Le procédé se répète de film en film, comme se reproduit - et c’est une autre marque du langage du cinéaste - un certain statisme théâtral chez les personnages principaux comme chez les comparses. Les dispositifs scéniques de Fassbinder représentent donc des dispositifs très particulier de captation du regard du spectateur. Et le réalisateur est explicite sur ce point : « Je suis pour que le spectateur, dans un cinéma comme devant la télévision, ait la possibilité d’éprouver en lui-même des sentiments et de ressentir des choses à l’égard des personnages - mais que dans la structure même du film lui soit fournie la possibilité d’une réflexion - bref, que la mise en scène soit telle qu’elle crée une distance et, par là, rende possible une réflexion ». Et il précise encore : « Nous vivons le cinéma dans un état de double conscience […] où l’illusion de réalité est inséparable de la conscience qu’elle est réellement une illusion » Fassbinder conçoit ainsi le cinéma non sur le mode de la fugacité et de l’inconstance, il refuse qu’une impression chasse l’autre comme une image se substitue à la précédente. Lenteur et fixité imposées par le cinéaste entraînent une rupture de « l’effet fiction » et forcent le spectateur à devenir le sujet d’une interrogation. Confronté à l’évidence d’un artifice exhibé comme tel il ne s’immerge plus dans une simple participation affective qui constitue une réalité imaginaire comme l’affectionne le cinéma hollywoodien (parangon d’un tel système).

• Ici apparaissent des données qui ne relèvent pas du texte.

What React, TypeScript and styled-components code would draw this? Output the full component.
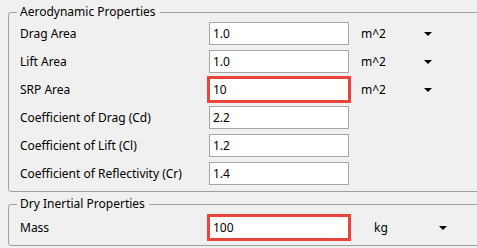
import React from "react";
import styled, { createGlobalStyle } from "styled-components";

const GlobalStyle = createGlobalStyle`
  html, body {
    margin: 0;
    padding: 0;
    background: #f0f0f0;
    overflow: hidden;
  }
  body {
    font-family: "Noto Sans", "DejaVu Sans", sans-serif;
    font-size: 12px;
    color: #000;
  }
`;

const Page = styled.div`
  display: flex;
  flex-direction: column;
  gap: 4px;
  padding: 4px 0 0 8px;
  width: 500px;
`;

const Group = styled.fieldset<{ $padTop: number }>`
  margin: 0;
  border: 1px solid #a0a0a0;
  border-radius: 3px;
  padding: ${(p) => p.$padTop}px 11px 6px 11px;
  display: flex;
  flex-direction: column;
  gap: 5px;
`;

const Legend = styled.legend`
  padding: 0 4px 0 3px;
  margin-left: -3px;
  line-height: 16px;
  font-size: 12px;
`;

const Row = styled.div`
  display: grid;
  grid-template-columns: 189px 140px auto;
  align-items: center;
  height: 23px;
`;

const Label = styled.span`
  white-space: nowrap;
`;

const Input = styled.input<{ $error?: boolean }>`
  box-sizing: border-box;
  width: 140px;
  height: 23px;
  margin: 0;
  padding: 0 3px;
  border: 1px solid ${(p) => (p.$error ? "#e8453c" : "#a6a6a6")};
  box-shadow: ${(p) => (p.$error ? "0 0 0 2px #e8453c" : "none")};
  background: #fff;
  font-family: inherit;
  font-size: 12px;
  color: #000;
  outline: none;
`;

const Unit = styled.div<{ $offset: number; $width: number }>`
  display: flex;
  align-items: center;
  justify-content: space-between;
  margin-left: ${(p) => p.$offset}px;
  width: ${(p) => p.$width}px;
`;

const Arrow = styled.span`
  width: 0;
  height: 0;
  margin-top: 1px;
  border-left: 4px solid transparent;
  border-right: 4px solid transparent;
  border-top: 4px solid #000;
`;

type Field = { label: string; value: string; unit?: string; error?: boolean };

const aero: Field[] = [
  { label: "Drag Area", value: "1.0", unit: "m^2" },
  { label: "Lift Area", value: "1.0", unit: "m^2" },
  { label: "SRP Area", value: "10", unit: "m^2", error: true },
  { label: "Coefficient of Drag (Cd)", value: "2.2" },
  { label: "Coefficient of Lift (Cl)", value: "1.2" },
  { label: "Coefficient of Reflectivity (Cr)", value: "1.4" },
];

const FieldRow = ({ f, offset, width }: { f: Field; offset: number; width: number }) => (
  <Row>
    <Label>{f.label}</Label>
    <Input $error={f.error} defaultValue={f.value} />
    {f.unit ? (
      <Unit $offset={offset} $width={width}>
        <span>{f.unit}</span>
        <Arrow />
      </Unit>
    ) : (
      <span />
    )}
  </Row>
);

export default function App() {
  return (
    <>
      <GlobalStyle />
      <Page>
        <Group $padTop={2}>
          <Legend>Aerodynamic Properties</Legend>
          {aero.map((f) => (
            <FieldRow key={f.label} f={f} offset={12} width={71} />
          ))}
        </Group>
        <Group $padTop={4}>
          <Legend>Dry Inertial Properties</Legend>
          <FieldRow f={{ label: "Mass", value: "100", unit: "kg", error: true }} offset={25} width={73} />
        </Group>
      </Page>
    </>
  );
}
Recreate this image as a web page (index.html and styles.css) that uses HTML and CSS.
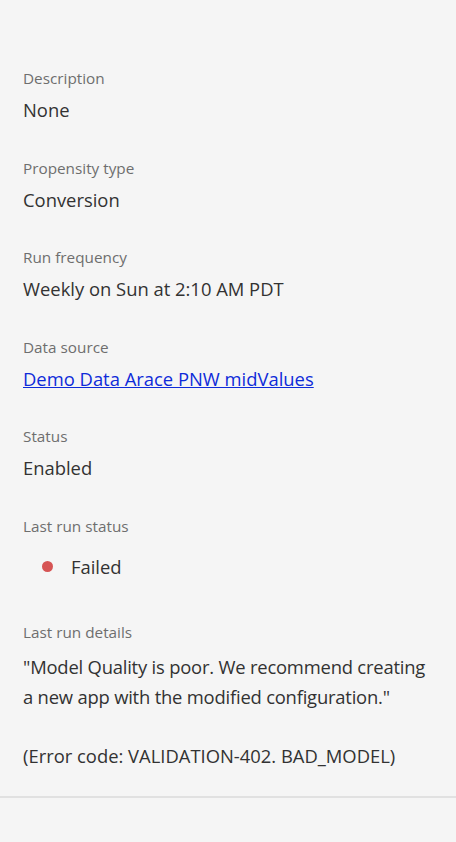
FILE: index.html
```
<!DOCTYPE html>
<html>
<head>
<meta charset="utf-8">
<link rel="stylesheet" href="styles.css">
</head>
<body>
<div class="panel">
  <div class="fields">
    <div class="field">
      <div class="label">Description</div>
      <div class="value">None</div>
    </div>
    <div class="field">
      <div class="label">Propensity type</div>
      <div class="value">Conversion</div>
    </div>
    <div class="field">
      <div class="label">Run frequency</div>
      <div class="value">Weekly on Sun at 2:10 AM PDT</div>
    </div>
    <div class="field">
      <div class="label">Data source</div>
      <div class="value"><a class="link" href="#">Demo Data Arace PNW midValues</a></div>
    </div>
    <div class="field">
      <div class="label">Status</div>
      <div class="value">Enabled</div>
    </div>
    <div class="field">
      <div class="label">Last run status</div>
      <div class="value status"><span class="dot"></span><span>Failed</span></div>
    </div>
    <div class="field">
      <div class="label">Last run details</div>
      <div class="value details">
        <p>"Model Quality is poor. We recommend creating<br>a new app with the modified configuration."</p>
        <p>(Error code: VALIDATION-402. BAD_MODEL)</p>
      </div>
    </div>
  </div>
</div>
</body>
</html>
```
FILE: styles.css
```
html, body {
  margin: 0;
  padding: 0;
  background: #f5f5f5;
}
body {
  font-family: "Open Sans", "Noto Sans", sans-serif;
  width: 456px;
  height: 842px;
  overflow: hidden;
}
.panel {
  padding: 68px 23px 26px 23px;
  border-bottom: 2px solid #e1e1e1;
}
.fields {
  display: flex;
  flex-direction: column;
  gap: 35.5px;
}
.field {
  display: flex;
  flex-direction: column;
  gap: 10px;
}
.label {
  font-size: 15.3px;
  line-height: 20px;
  color: #6e6e6e;
}
.value {
  font-size: 18.4px;
  line-height: 24px;
  color: #323232;
}
.link {
  color: #0e2bd9;
  text-decoration: underline;
}
.status {
  display: flex;
  align-items: center;
  padding: 9px 0 8px 19px;
  gap: 18px;
}
.dot {
  width: 11px;
  height: 11px;
  border-radius: 50%;
  background: #d65454;
  flex: none;
}
.details {
  line-height: 29.5px;
}
.details p {
  margin: 0;
  white-space: nowrap;
}
.details p:first-child {
  letter-spacing: -0.2px;
}
.details p + p {
  margin-top: 29.5px;
}
```
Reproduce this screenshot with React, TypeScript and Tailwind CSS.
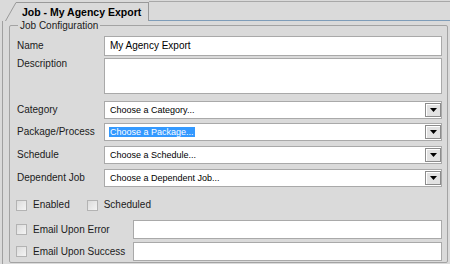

Il ne faut donc pas - comme d’ailleurs Yann Lardeau l’a bien souligné - assimiler Fassbinder « à un cinéaste des contenus ». Dénoncer le racisme, y compris des petites gens, la corruption des élites, l’enrichissement des nantis, les situations de dépendance ou encore opposer la réussite sociale à l’amour ne passe que par une écriture qui renouvelle ces thématiques ni spécialement neuves, ni spécialement osées. Mais chez Fassbinder la forme narrative impose la particularité - sinon l’originalité - du propos. Chaque film, de beau roman d’amour devient un document sociologique. Et détruit ainsi toujours l’ultime portion de rêve sur laquelle pourraient s’achever ses œuvres. Ainsi l’artiste confère-t-il à ces films le « réalisme qu’il entendait faire ». Contre la fonction d’évasion du cinématographe, il entend ainsi décevoir ses spectateurs. Il les conduit jusqu’à ce point limite où toutes satisfactions leur sont retirées, à commencer par celles que leur procurent dogmes et utopies et même les plus ignobles telles que le cinéaste les précise à propos de Martha : « La plupart des hommes ne sont tout simplement pas capables d’opprimer les femmes aussi parfaitement qu’elles le souhaiteraient ».